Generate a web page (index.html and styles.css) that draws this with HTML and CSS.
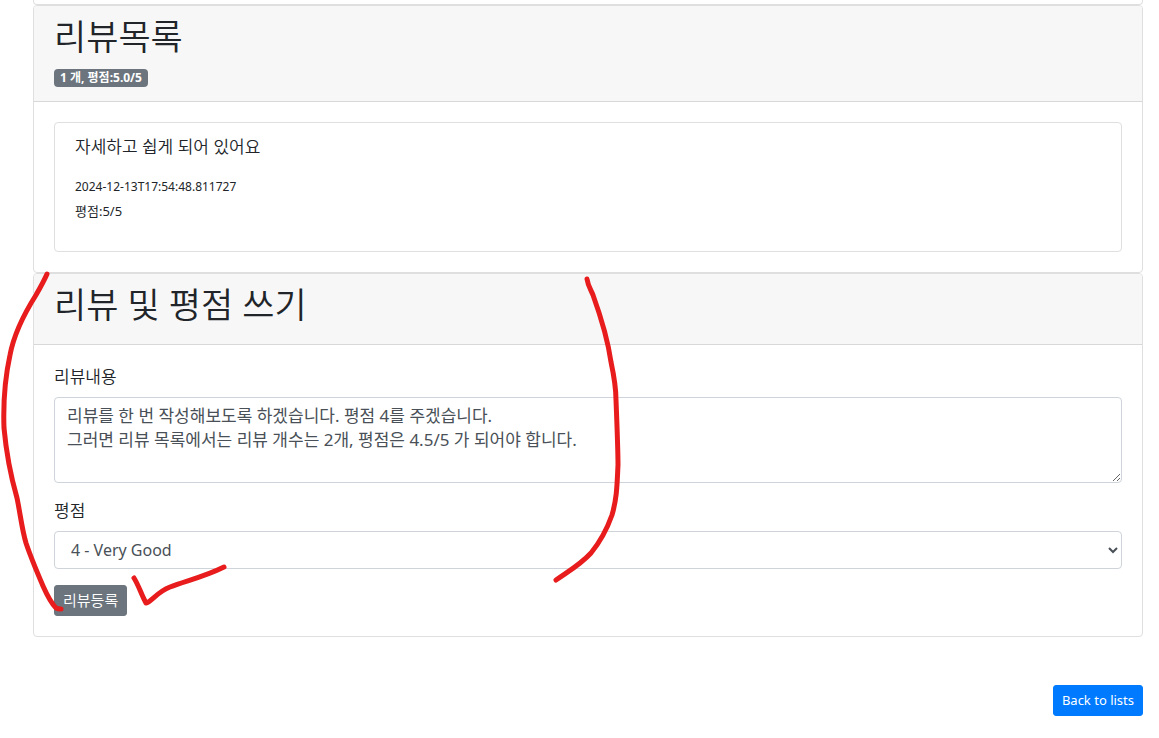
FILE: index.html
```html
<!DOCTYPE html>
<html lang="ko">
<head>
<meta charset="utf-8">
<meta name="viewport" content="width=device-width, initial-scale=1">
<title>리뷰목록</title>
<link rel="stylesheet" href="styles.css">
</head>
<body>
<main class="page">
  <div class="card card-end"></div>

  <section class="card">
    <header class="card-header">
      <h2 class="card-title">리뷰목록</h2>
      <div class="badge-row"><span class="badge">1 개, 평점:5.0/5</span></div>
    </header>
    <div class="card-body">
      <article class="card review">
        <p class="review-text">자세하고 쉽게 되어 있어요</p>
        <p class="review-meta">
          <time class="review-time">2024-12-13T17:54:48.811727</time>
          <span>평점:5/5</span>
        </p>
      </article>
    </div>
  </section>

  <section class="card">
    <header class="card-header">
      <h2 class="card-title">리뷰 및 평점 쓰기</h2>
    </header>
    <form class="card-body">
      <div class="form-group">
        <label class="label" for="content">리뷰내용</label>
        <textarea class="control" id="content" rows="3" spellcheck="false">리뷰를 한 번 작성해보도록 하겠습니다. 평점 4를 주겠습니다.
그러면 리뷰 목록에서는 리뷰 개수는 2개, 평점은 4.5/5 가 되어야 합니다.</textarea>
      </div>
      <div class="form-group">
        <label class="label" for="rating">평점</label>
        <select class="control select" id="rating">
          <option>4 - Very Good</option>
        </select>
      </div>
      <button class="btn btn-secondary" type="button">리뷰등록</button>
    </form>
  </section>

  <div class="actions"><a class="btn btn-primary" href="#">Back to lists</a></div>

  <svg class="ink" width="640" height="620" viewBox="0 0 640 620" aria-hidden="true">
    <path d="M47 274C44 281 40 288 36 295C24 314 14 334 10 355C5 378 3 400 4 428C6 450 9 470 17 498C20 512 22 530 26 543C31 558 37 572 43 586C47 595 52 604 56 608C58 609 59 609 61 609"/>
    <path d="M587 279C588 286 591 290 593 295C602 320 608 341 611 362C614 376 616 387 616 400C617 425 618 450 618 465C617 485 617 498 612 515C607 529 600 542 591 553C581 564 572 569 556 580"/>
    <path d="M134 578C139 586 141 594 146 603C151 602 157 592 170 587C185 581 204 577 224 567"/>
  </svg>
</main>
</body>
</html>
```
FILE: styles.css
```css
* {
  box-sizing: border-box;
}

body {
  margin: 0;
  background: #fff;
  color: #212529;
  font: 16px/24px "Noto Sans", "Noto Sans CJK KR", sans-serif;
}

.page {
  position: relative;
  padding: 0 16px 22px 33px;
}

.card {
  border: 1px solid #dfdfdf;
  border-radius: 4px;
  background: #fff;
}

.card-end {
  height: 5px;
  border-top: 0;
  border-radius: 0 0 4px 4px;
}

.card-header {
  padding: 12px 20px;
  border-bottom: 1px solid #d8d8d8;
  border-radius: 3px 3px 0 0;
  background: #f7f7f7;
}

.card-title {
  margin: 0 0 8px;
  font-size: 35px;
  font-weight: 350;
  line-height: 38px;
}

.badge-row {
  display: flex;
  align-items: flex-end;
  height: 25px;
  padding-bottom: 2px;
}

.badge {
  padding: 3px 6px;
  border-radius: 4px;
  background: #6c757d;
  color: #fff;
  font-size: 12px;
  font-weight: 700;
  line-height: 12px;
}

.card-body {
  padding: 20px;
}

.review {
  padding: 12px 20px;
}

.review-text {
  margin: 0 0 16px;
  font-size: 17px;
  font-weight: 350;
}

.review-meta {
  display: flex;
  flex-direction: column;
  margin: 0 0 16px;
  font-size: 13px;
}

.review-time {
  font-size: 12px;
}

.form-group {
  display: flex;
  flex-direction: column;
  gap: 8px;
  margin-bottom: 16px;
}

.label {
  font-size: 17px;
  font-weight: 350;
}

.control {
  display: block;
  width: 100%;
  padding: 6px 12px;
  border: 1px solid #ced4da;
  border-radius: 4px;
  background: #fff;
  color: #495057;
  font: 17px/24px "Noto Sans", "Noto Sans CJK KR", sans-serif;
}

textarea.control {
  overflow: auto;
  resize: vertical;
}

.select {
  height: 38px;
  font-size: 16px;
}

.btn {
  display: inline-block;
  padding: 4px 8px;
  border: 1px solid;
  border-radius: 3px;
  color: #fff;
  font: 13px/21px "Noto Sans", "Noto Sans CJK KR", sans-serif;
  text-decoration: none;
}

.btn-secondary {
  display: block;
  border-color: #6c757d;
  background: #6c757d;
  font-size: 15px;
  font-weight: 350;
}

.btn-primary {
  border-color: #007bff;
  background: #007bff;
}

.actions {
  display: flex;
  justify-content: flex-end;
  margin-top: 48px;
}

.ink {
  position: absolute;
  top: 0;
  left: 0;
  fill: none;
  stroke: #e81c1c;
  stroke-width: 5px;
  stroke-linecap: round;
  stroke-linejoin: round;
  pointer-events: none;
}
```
------------------------
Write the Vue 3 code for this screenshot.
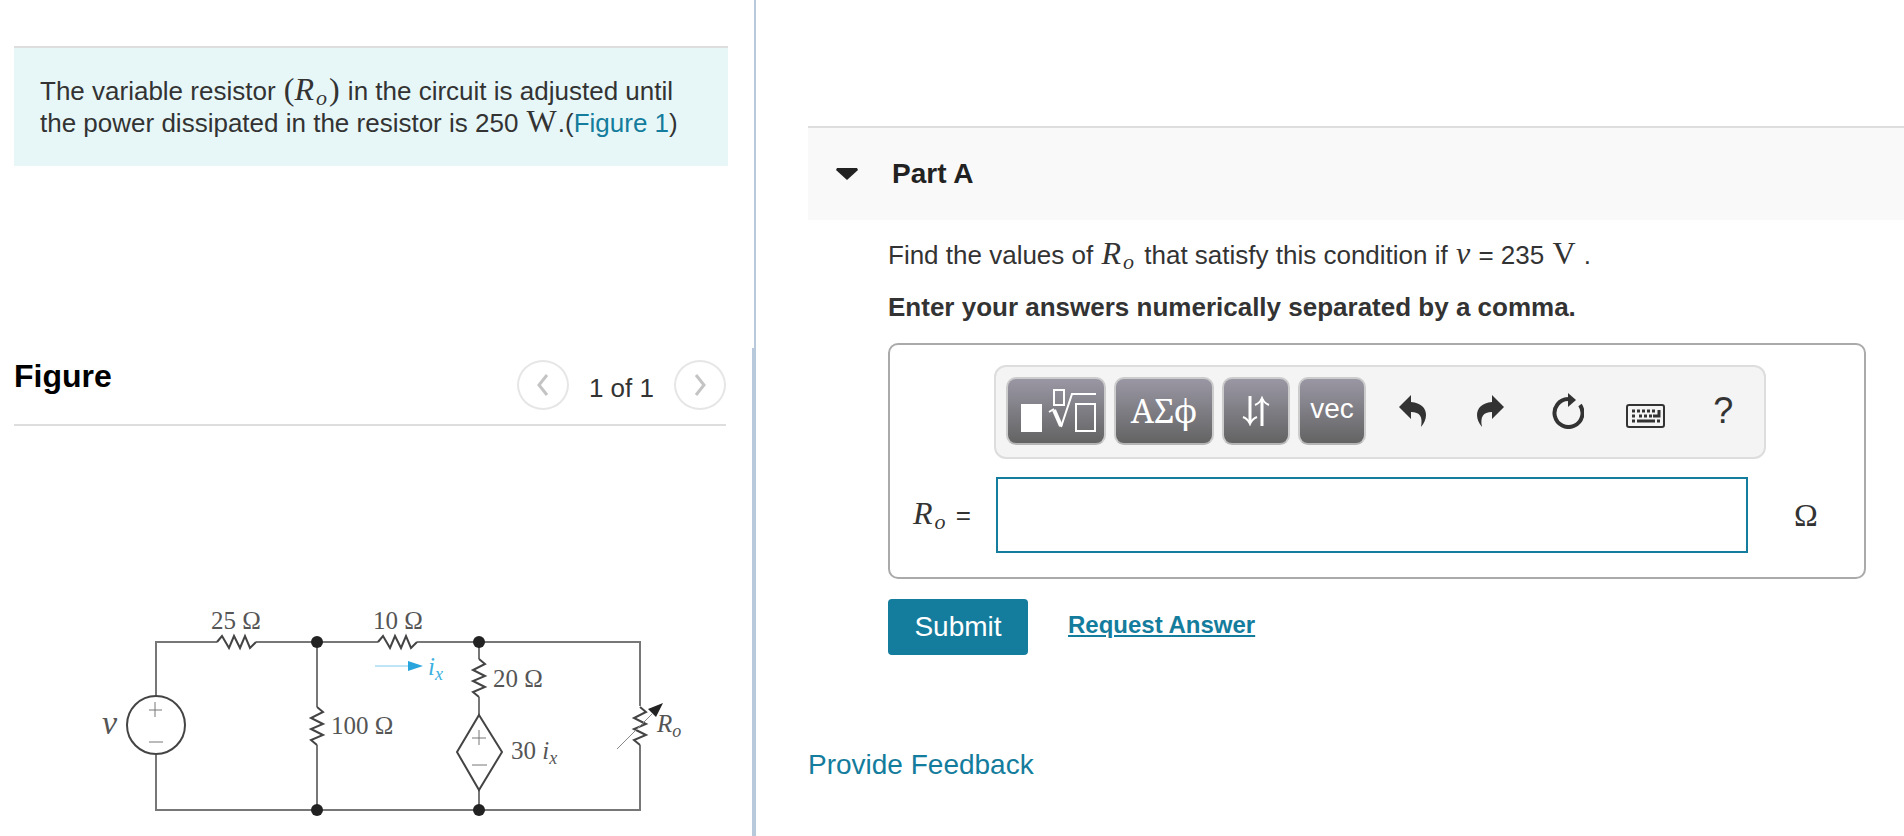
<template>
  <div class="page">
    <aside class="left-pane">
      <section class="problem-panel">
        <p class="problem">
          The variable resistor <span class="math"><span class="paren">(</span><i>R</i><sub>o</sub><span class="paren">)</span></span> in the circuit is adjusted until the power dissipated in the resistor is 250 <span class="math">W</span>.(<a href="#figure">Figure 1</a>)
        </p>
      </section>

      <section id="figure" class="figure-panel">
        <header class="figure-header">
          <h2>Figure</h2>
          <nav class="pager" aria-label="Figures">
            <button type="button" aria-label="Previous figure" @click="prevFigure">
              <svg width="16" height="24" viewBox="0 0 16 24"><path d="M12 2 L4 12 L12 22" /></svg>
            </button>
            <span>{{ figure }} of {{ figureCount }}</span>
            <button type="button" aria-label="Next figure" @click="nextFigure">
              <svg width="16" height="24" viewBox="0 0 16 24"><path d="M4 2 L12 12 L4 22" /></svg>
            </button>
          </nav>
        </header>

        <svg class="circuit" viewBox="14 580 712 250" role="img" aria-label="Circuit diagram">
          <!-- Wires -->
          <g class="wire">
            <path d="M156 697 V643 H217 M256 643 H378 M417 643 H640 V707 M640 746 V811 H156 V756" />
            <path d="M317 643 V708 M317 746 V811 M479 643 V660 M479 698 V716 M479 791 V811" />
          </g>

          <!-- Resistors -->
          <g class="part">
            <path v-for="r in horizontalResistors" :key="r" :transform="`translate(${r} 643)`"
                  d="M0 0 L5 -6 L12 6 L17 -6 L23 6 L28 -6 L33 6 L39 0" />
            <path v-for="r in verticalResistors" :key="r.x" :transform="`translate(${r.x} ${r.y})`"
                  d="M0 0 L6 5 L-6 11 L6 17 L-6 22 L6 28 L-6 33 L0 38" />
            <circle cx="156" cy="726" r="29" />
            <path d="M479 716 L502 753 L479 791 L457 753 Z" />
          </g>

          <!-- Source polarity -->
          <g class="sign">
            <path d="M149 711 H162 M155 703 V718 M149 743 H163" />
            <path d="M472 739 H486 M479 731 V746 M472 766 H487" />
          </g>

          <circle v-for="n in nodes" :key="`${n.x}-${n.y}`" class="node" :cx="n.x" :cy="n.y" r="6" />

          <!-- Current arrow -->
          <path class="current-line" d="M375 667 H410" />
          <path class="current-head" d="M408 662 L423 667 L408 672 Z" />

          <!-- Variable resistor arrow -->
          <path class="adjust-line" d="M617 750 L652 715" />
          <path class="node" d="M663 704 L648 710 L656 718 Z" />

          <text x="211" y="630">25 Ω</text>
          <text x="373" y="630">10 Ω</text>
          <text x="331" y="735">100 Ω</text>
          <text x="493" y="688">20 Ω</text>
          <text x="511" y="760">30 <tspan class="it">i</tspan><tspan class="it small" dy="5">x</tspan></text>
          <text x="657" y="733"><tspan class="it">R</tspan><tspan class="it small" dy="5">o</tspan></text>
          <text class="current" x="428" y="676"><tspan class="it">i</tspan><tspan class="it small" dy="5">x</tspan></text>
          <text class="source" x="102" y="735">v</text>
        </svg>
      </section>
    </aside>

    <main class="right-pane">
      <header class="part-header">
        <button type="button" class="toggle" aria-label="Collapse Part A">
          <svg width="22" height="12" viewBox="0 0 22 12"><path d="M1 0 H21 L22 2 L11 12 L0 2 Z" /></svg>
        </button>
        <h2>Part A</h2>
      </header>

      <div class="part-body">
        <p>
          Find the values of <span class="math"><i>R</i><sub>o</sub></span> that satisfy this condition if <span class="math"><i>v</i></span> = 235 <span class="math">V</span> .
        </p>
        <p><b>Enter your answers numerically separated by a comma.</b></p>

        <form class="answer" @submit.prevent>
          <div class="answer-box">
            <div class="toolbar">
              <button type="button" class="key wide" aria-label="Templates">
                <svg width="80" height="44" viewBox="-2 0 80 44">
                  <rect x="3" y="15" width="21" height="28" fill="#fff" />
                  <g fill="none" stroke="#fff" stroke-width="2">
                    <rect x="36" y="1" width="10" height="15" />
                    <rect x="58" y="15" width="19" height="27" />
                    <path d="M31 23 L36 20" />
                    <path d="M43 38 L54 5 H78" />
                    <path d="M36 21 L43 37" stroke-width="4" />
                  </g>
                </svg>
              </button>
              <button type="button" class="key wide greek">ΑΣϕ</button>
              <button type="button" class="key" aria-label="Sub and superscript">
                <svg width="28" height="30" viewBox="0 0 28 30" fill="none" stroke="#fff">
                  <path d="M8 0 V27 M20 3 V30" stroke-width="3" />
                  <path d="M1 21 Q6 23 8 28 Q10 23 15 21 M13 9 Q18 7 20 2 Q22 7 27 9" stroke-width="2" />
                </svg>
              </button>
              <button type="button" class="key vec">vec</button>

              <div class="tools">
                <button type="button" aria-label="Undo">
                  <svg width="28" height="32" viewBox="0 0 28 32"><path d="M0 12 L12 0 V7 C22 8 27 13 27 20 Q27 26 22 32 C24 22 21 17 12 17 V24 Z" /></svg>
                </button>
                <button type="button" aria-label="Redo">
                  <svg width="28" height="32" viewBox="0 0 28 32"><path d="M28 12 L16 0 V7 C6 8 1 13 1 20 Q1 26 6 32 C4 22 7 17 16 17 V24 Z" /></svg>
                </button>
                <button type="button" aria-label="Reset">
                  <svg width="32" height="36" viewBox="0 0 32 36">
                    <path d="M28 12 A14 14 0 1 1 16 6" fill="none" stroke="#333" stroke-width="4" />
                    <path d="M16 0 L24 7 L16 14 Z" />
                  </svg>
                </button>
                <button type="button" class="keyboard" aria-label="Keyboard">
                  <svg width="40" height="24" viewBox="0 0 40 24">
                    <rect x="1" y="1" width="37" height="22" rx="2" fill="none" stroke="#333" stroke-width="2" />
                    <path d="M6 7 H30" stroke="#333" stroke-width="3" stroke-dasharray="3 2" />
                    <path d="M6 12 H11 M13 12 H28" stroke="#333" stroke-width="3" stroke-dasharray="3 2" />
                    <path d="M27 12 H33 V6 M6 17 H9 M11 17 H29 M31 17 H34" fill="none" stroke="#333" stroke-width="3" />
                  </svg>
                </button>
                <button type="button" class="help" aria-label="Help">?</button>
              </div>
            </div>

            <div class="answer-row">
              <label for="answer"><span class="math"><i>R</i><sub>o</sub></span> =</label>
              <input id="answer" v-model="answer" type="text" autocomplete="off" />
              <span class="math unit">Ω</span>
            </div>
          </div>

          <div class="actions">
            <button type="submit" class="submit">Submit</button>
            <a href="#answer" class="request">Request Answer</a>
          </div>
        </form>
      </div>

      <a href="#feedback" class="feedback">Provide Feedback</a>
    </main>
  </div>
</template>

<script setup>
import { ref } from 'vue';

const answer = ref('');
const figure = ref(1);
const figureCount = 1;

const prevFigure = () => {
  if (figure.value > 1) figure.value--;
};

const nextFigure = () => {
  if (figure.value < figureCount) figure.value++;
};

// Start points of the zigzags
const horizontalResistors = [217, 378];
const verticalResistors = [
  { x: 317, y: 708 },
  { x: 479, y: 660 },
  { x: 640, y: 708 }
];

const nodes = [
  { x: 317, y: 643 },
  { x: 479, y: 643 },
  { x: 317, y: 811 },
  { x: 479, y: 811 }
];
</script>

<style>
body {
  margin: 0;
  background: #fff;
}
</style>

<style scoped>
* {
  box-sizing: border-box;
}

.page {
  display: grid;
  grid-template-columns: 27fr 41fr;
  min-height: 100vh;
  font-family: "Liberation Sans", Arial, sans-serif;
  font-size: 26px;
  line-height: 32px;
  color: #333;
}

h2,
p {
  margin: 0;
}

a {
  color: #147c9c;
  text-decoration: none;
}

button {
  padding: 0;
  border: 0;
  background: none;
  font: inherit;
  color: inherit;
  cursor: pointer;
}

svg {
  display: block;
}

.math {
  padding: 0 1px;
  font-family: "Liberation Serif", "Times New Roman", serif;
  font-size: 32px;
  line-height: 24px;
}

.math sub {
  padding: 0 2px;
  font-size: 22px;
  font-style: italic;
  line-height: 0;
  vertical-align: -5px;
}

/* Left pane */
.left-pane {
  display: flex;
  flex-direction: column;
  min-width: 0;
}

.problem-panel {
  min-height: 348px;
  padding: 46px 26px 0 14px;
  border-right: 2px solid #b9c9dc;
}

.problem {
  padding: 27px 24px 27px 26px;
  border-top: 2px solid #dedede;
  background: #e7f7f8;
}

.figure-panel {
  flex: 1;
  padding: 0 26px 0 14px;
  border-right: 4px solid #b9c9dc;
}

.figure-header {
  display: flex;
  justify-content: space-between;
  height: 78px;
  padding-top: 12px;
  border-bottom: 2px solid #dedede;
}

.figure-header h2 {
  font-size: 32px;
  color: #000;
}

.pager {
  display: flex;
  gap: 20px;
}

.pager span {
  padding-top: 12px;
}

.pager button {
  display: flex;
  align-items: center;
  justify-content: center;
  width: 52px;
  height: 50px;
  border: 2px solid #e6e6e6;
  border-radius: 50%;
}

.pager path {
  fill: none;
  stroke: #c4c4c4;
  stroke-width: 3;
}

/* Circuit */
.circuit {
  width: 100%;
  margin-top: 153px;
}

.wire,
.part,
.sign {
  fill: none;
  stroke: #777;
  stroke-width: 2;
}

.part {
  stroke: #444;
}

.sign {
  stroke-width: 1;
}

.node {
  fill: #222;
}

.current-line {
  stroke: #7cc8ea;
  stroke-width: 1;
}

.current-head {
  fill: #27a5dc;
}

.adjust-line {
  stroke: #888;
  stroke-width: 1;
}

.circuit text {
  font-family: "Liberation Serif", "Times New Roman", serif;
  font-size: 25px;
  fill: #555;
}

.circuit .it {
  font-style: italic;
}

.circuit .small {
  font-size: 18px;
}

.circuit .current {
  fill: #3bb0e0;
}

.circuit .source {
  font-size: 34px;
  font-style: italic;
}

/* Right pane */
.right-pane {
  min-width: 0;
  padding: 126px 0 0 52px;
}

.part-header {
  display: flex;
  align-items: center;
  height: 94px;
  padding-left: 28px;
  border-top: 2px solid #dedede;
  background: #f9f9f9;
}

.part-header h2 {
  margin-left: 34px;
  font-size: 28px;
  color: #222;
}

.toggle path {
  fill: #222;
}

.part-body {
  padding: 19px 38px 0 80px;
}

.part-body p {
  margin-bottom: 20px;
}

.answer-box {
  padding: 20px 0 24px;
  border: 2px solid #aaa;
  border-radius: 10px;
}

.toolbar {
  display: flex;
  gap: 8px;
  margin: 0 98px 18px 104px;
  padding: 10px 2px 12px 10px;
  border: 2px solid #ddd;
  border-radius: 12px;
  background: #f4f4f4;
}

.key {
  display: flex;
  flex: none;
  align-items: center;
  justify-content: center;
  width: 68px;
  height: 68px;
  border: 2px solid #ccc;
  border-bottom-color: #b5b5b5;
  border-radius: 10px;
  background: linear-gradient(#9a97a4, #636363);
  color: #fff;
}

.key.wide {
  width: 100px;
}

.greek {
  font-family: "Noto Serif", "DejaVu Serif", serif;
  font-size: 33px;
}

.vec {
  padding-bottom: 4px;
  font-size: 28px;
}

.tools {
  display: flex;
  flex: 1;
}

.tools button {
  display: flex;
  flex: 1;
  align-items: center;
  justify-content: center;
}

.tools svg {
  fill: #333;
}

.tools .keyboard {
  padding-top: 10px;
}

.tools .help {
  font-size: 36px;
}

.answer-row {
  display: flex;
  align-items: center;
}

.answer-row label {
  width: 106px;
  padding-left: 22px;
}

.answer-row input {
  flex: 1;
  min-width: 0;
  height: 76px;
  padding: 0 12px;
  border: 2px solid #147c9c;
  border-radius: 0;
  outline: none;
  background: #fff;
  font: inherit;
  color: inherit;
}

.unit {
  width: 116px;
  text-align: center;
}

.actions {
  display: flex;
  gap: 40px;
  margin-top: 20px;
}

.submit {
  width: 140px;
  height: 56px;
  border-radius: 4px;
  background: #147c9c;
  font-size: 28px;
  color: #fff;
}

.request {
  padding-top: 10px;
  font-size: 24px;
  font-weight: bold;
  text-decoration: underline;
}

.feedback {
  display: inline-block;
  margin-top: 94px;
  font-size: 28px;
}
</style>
------------------------
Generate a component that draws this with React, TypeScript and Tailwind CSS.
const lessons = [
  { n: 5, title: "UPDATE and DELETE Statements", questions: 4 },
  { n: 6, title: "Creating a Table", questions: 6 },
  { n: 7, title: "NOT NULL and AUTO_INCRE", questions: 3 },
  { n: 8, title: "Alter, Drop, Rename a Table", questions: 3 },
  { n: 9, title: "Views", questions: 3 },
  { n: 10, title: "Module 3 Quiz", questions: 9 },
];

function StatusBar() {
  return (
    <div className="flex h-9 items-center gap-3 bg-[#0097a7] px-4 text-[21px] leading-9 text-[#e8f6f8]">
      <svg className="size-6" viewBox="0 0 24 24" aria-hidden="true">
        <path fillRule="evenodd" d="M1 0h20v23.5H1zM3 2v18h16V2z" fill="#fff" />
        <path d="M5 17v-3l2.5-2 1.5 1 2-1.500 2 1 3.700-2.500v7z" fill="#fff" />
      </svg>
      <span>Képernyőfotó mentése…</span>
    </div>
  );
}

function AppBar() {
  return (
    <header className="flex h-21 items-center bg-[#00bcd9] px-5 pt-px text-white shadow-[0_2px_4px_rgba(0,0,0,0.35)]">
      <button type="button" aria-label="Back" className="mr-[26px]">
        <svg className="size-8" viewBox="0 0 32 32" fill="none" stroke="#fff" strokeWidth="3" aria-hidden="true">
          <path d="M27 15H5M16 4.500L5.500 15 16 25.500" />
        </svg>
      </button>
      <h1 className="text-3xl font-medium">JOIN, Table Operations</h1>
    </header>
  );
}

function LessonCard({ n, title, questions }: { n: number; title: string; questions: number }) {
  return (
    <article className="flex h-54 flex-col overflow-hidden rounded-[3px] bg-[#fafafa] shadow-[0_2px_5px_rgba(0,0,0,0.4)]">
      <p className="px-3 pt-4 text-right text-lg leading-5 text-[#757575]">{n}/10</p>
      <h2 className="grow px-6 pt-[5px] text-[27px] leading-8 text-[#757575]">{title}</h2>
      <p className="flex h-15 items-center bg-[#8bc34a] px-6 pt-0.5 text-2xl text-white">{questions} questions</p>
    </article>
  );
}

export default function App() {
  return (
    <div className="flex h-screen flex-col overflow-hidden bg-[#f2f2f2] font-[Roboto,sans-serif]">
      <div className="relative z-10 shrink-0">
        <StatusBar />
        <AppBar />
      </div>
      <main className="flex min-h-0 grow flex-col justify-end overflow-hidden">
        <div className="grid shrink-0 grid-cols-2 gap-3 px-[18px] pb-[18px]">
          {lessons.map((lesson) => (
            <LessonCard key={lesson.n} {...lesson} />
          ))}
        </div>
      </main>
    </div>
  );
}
------------------------
§ **WHAT YOU NEED TO DO**: Copy out the lines in which the string "index" appears.

§ **COMPLETED EXERCISE**:
Generate a web page (index.html and styles.css) that draws this with HTML and CSS.
FILE: index.html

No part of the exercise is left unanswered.